§ **What this task involves**: Look through the records below and collect all lines that hold the string "TypeScript".

§ **Record extracts**:
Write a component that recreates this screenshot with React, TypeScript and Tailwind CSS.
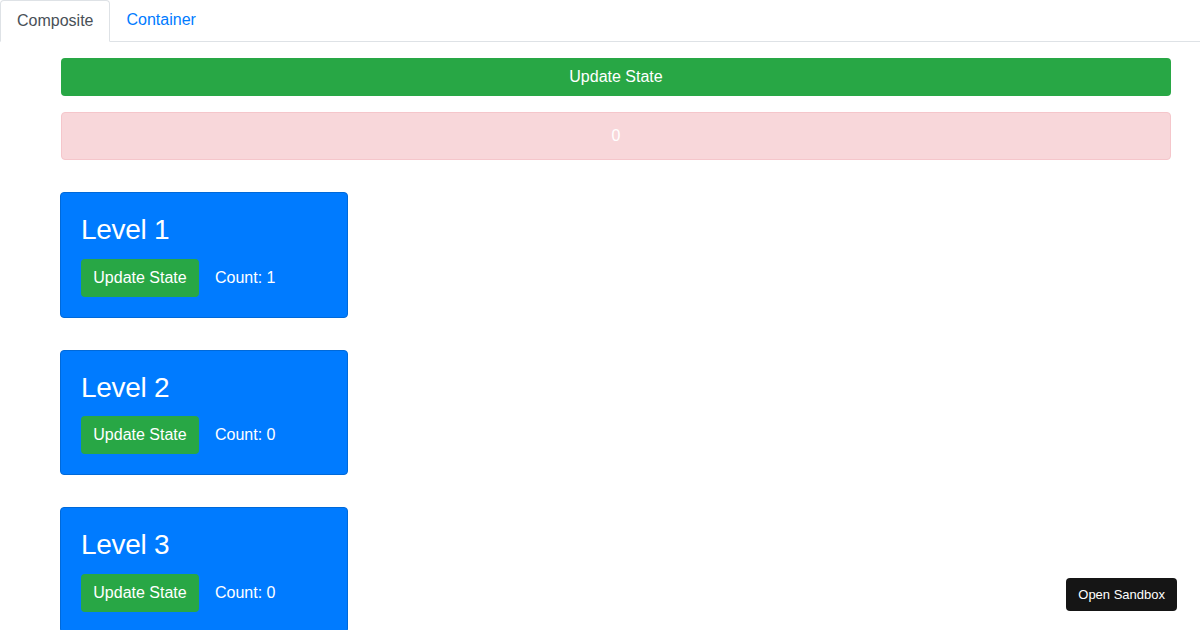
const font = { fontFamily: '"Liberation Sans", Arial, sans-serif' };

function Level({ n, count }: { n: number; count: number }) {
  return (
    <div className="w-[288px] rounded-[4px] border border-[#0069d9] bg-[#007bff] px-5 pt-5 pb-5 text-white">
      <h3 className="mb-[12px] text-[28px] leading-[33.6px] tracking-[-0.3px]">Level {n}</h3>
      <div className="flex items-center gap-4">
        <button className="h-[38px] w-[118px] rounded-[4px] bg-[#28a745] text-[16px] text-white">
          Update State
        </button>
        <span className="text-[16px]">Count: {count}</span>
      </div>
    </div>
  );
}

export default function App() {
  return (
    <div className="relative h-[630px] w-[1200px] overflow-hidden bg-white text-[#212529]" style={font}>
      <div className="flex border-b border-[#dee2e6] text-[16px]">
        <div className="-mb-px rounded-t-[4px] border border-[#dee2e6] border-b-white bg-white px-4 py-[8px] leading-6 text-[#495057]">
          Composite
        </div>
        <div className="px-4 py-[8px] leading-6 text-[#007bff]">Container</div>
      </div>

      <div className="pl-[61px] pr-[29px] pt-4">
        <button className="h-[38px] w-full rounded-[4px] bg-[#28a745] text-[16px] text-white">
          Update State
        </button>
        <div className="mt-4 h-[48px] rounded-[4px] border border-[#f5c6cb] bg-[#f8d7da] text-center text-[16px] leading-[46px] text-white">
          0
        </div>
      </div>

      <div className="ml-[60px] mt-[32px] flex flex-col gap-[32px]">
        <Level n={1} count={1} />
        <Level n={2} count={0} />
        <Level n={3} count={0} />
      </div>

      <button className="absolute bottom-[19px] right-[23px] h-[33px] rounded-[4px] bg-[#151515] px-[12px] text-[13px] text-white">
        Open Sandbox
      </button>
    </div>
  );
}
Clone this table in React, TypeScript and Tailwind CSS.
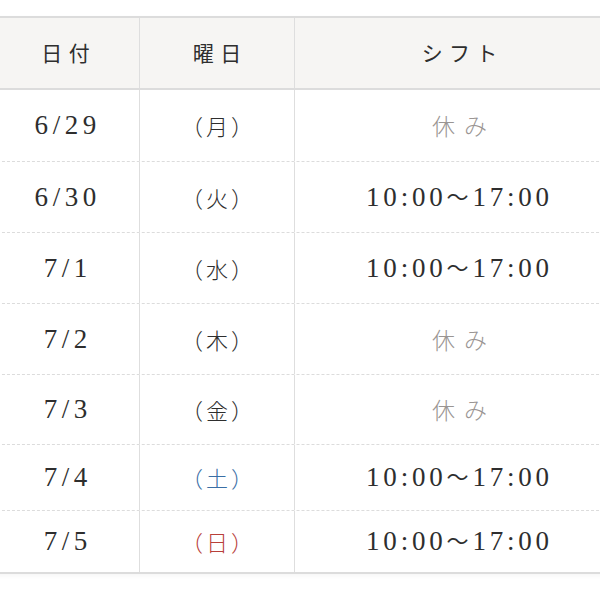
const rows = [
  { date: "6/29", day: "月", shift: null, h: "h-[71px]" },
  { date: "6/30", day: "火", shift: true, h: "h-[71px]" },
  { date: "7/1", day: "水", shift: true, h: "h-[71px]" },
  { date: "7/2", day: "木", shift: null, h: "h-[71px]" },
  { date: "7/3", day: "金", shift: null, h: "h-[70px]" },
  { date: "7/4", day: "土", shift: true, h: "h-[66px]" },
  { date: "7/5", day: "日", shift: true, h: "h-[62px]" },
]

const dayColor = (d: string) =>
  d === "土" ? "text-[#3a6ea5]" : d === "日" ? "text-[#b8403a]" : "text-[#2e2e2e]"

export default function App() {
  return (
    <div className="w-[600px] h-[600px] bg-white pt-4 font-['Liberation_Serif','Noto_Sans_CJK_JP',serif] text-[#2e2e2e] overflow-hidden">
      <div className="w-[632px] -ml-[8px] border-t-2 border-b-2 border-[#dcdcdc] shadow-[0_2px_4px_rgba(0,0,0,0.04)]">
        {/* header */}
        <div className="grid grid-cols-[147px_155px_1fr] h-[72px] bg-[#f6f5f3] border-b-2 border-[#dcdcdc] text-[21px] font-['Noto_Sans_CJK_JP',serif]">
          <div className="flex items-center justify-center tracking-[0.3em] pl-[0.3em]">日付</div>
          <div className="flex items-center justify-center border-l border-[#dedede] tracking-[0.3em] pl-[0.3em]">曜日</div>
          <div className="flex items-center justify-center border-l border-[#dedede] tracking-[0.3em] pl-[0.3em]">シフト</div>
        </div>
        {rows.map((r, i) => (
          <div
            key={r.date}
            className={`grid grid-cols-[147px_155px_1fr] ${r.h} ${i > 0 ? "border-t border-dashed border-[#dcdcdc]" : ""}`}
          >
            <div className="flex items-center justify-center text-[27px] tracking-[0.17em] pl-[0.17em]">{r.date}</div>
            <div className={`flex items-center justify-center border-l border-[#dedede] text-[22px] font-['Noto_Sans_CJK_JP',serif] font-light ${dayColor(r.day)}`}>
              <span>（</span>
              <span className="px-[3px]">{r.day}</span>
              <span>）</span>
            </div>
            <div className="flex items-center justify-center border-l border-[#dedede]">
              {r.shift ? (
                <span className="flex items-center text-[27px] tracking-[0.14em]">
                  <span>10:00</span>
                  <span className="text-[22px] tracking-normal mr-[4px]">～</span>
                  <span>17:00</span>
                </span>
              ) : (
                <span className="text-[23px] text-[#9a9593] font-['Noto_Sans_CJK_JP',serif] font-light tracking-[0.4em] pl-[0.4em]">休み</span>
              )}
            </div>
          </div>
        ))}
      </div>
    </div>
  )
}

* * *

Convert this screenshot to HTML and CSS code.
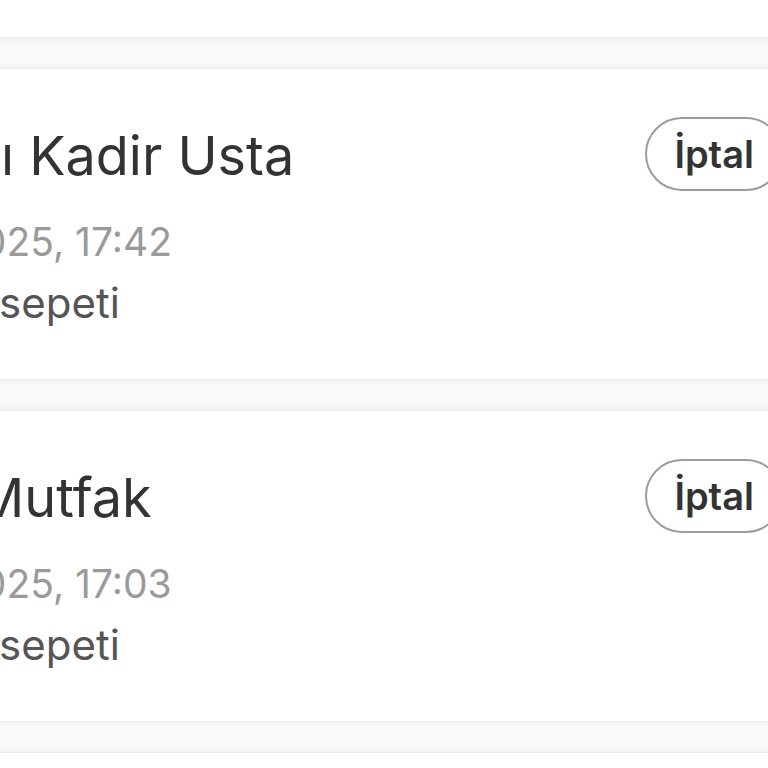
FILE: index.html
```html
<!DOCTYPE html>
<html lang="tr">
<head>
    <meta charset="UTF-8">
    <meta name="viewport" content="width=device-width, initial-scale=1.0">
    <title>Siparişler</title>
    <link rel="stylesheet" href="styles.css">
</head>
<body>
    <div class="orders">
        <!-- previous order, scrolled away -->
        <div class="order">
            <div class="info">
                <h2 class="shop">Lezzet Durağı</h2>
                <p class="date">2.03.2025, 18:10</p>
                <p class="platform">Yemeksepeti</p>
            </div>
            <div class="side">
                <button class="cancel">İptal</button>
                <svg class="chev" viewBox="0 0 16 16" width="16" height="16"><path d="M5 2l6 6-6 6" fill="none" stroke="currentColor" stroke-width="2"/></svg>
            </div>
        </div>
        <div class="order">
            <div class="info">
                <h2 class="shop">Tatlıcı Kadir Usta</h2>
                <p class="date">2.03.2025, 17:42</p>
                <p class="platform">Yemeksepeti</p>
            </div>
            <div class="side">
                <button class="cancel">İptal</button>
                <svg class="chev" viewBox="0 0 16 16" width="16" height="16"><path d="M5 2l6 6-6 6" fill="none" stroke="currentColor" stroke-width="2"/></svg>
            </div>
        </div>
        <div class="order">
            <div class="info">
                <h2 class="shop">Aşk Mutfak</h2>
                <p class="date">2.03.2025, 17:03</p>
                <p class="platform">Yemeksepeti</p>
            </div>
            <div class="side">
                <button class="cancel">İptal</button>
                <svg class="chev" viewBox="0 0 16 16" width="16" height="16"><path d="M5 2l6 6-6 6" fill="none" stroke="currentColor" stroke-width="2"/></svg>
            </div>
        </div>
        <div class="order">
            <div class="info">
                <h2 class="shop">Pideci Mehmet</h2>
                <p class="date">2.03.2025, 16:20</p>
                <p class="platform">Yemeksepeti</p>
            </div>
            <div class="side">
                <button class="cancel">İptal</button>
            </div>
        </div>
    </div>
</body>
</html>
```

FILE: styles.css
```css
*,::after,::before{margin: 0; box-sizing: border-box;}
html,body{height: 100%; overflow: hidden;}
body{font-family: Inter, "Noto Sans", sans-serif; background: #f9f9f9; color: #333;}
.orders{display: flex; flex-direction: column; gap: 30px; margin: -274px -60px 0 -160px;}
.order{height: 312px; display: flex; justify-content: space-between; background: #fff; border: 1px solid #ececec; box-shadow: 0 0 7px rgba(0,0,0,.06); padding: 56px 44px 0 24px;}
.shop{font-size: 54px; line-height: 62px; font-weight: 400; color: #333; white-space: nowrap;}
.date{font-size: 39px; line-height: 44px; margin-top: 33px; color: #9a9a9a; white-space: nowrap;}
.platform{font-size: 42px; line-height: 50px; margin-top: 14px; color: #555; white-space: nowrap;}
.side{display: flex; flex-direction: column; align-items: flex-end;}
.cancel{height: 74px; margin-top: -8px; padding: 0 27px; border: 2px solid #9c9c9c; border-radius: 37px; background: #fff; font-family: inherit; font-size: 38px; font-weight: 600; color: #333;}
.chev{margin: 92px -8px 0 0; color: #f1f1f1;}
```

§ **Reply**:
Write a component that recreates this screenshot with React, TypeScript and Tailwind CSS.
Clone this table in React, TypeScript and Tailwind CSS.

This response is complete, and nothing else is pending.